REMINDER: Part of the grade you receive on your problems is the utilization of Formulas. Therefore, do not pick issues that only require a narrative!
Question 1
You have been given the following information on a project:
- It has a five-year lifetime
- The initial investment in the project will be $25 million, and the asset will be depreciated straight line, down to a salvage value of $10 million at the end of the fifth year.
- The revenues are expected to be $20 million next year and to grow 10% a year after that for the remaining four years.
- The cost of goods sold, excluding depreciation, is expected to be 50% of revenues.
- The tax rate is 40%.
- Estimate the pretax return on capital for the project by a year and on average.

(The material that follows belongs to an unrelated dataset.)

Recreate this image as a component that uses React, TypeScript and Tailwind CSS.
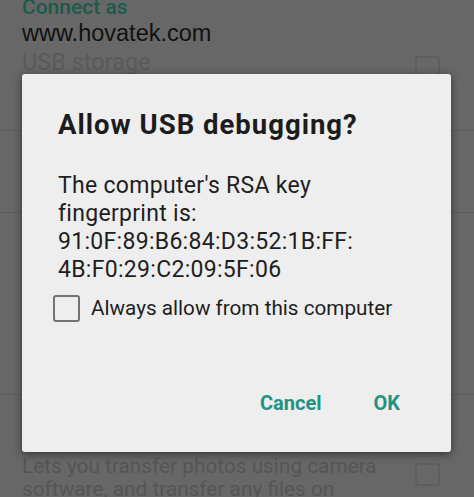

- Estimate the after-tax return on capital for the project by a year and on average.
- If the firm faced a cost of capital of 12%, should it take this project?
Question 12
You have a project that does not require an initial investment but has expenses spread over the project’s life. Can the IRR be estimated for this project? Why or why not?
Question 16
You are analyzing a project with a thirty-year lifetime, with the following characteristics:
- The project will require an initial investment of $20 million and additional investments of $5 million in year ten and $5 million in year 20.
- The project will generate earnings before interest and taxes of $3 million each (The tax rate is 40%.)
- The depreciation will amount to $500,000 each year, and the equipment’s salvage value will equal the remaining book value at the end of year 30.
- The cost of capital is 12.5%.
- Estimate the NPV of this project.
- Estimate the IRR on this project. What might be some of the problems in estimating the IRR for this project?